Joanne Chianello, Ottawa Citizen
This is not the first time it's been noted that Ottawa's mayoral race is a little lacklustre, with just a few candidates in the running and only one who is even remotely able to challenge incumbent Mayor Jim Watson. But even second-place, fiscally conservative Mike Maguire is a longshot for the top job at this point.
One of the reasons for the absence of challengers could be that Watson is doing a good enough job. Or perhaps running against Watson's storied political machine is too daunting for some.
Either way, we're moving into an election with few nuanced choices for mayor. Right now the election can be boiled down to LRT/no LRT, and biweekly garbage pickup/weekly garbage pickup.
But a local activist group believes we can improve both the range of electoral choices as well as democratic participation by changing the way we vote.
Ottawa123 is advocating for our next city council to implement the ranked-choice ballot in time for the 2018 election, and is trying to make changing our current first-past-the-post system an election issue this time around.
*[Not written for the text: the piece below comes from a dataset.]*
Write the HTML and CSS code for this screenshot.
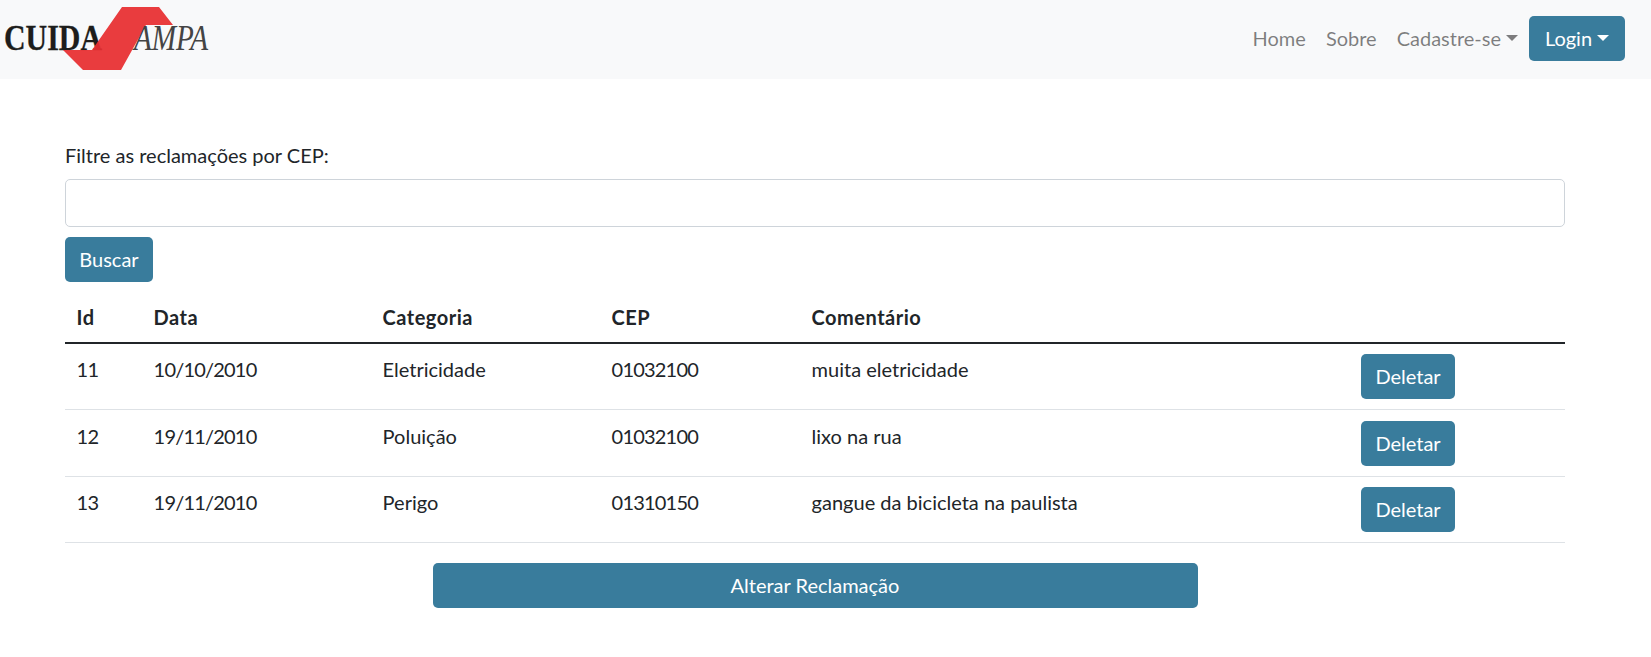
FILE: index.html
```html
<!DOCTYPE html>
<html lang="en">
<head>
    <meta charset="UTF-8">
    <meta name="viewport" content="width=device-width, initial-scale=1.0">
    <title>Cuida Sampa</title>
    <link rel="stylesheet" href="styles.css">
</head>
<body>
    <nav class="navbar">
        <a class="brand" href="#">
            <svg class="logo" width="240" height="78" viewBox="0 0 240 78">
                <text class="logo-cuida" x="4" y="49" textLength="98" lengthAdjust="spacingAndGlyphs">CUIDA</text>
                <polygon class="logo-shape" points="122,6 159,6 173,24 146,24 121,69 83,69 63,49 92,49"/>
                <text class="logo-ampa" x="134" y="49" textLength="74" lengthAdjust="spacingAndGlyphs">AMPA</text>
            </svg>
        </a>
        <ul class="nav-links">
            <li><a href="#">Home</a></li>
            <li><a href="#">Sobre</a></li>
            <li><a class="caret" href="#">Cadastre-se</a></li>
        </ul>
        <button class="btn btn-login caret">Login</button>
    </nav>

    <main class="content">
        <form action="#" class="filter">
            <label for="cep">Filtre as reclamações por CEP:</label>
            <input id="cep" type="text">
            <button class="btn btn-search">Buscar</button>
        </form>

        <table class="complaints">
            <colgroup>
                <col class="col-id">
                <col class="col-date">
                <col class="col-cat">
                <col class="col-cep">
                <col class="col-comment">
                <col>
            </colgroup>
            <thead>
                <tr>
                    <th>Id</th>
                    <th>Data</th>
                    <th>Categoria</th>
                    <th>CEP</th>
                    <th>Comentário</th>
                    <th></th>
                </tr>
            </thead>
            <tbody>
                <tr>
                    <td class="num">11</td>
                    <td class="num">10/10/2010</td>
                    <td>Eletricidade</td>
                    <td class="num">01032100</td>
                    <td>muita eletricidade</td>
                    <td class="actions"><button class="btn">Deletar</button></td>
                </tr>
                <tr>
                    <td class="num">12</td>
                    <td class="num">19/11/2010</td>
                    <td>Poluição</td>
                    <td class="num">01032100</td>
                    <td>lixo na rua</td>
                    <td class="actions"><button class="btn">Deletar</button></td>
                </tr>
                <tr>
                    <td class="num">13</td>
                    <td class="num">19/11/2010</td>
                    <td>Perigo</td>
                    <td class="num">01310150</td>
                    <td>gangue da bicicleta na paulista</td>
                    <td class="actions"><button class="btn">Deletar</button></td>
                </tr>
            </tbody>
        </table>

        <button class="btn btn-wide">Alterar Reclamação</button>
    </main>
</body>
</html>
```

FILE: styles.css
```css
*{
    margin: 0;
    padding: 0;
    box-sizing: border-box;
}

body{
    font-family: Lato, "Open Sans", sans-serif;
    font-size: 20px;
    line-height: 29px;
    color: #212529;
    background: #fff;
}

.navbar{
    display: flex;
    align-items: center;
    height: 79px;
    padding: 0 26px 3px 0;
    background: #f8f9fa;
}

.brand{
    display: block;
    height: 78px;
    margin-top: 3px;
    margin-right: auto;
}

.logo-cuida{
    font-family: "Liberation Serif", serif;
    font-weight: 700;
    font-size: 36px;
    fill: #1d1d1b;
    stroke: #1d1d1b;
    stroke-width: 0.3;
}

.logo-ampa{
    font-family: "Liberation Serif", serif;
    font-style: italic;
    font-size: 36px;
    fill: #444;
}

.logo-shape{
    fill: #e72d2f;
    opacity: 0.93;
}

.nav-links{
    display: flex;
    list-style: none;
    gap: 20px;
    margin-right: 11px;
}

.nav-links a{
    color: rgba(0,0,0,0.5);
    text-decoration: none;
}

.caret::after{
    content: "";
    display: inline-block;
    margin-left: 5px;
    vertical-align: 5px;
    border-top: 6px solid;
    border-left: 6px solid transparent;
    border-right: 6px solid transparent;
}

.btn{
    height: 45px;
    padding: 0 15px;
    border: none;
    border-radius: 5px;
    color: #fff;
    background: #397c9c;
    font: inherit;
    cursor: pointer;
}

.btn-login{
    width: 96px;
    padding: 0;
}

.btn-search{
    width: 88px;
    padding: 0;
}

.content{
    width: 1500px;
    margin-left: 65px;
    padding-top: 62px;
}

.filter label{
    display: block;
    height: 38px;
}

.filter input{
    display: block;
    width: 100%;
    height: 48px;
    margin-bottom: 10px;
    border: 1px solid #ced4da;
    border-radius: 5px;
    outline: none;
}

.complaints{
    width: 100%;
    margin-top: 10px;
    border-collapse: collapse;
    table-layout: fixed;
}

.col-id{ width: 77px; }
.col-date{ width: 229px; }
.col-cat{ width: 229px; }
.col-cep{ width: 200px; }
.col-comment{ width: 550px; }

.complaints th{
    height: 51px;
    padding: 0 11.6px;
    text-align: left;
    font-weight: 700;
    letter-spacing: 0.5px;
    border-bottom: 2px solid #212529;
}

.complaints td{
    height: 66px;
    padding: 11.3px 11.6px 10px;
    vertical-align: top;
    border-bottom: 1px solid #dee2e6;
}

.complaints .num{
    letter-spacing: -0.8px;
}

.complaints .actions{
    padding: 10.3px 11px 10px;
}

.actions .btn{
    width: 94px;
    padding: 0;
}

.btn-wide{
    display: block;
    width: 765px;
    margin: 20px auto 0;
}
```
The ranked-choice ballot is a fairly simple concept. Voters indicate their first, second and third choices for mayor (or other elected official). Whoever gets the least number of votes is eliminated. If your candidate is dropped off the list, then your vote goes to your second choice. This process continues until someone has more than 50 per cent of the vote. The counting is usually done automatically by computers — there aren't separate rounds of voting. (For a demonstration, go to Ottawa123.ca.)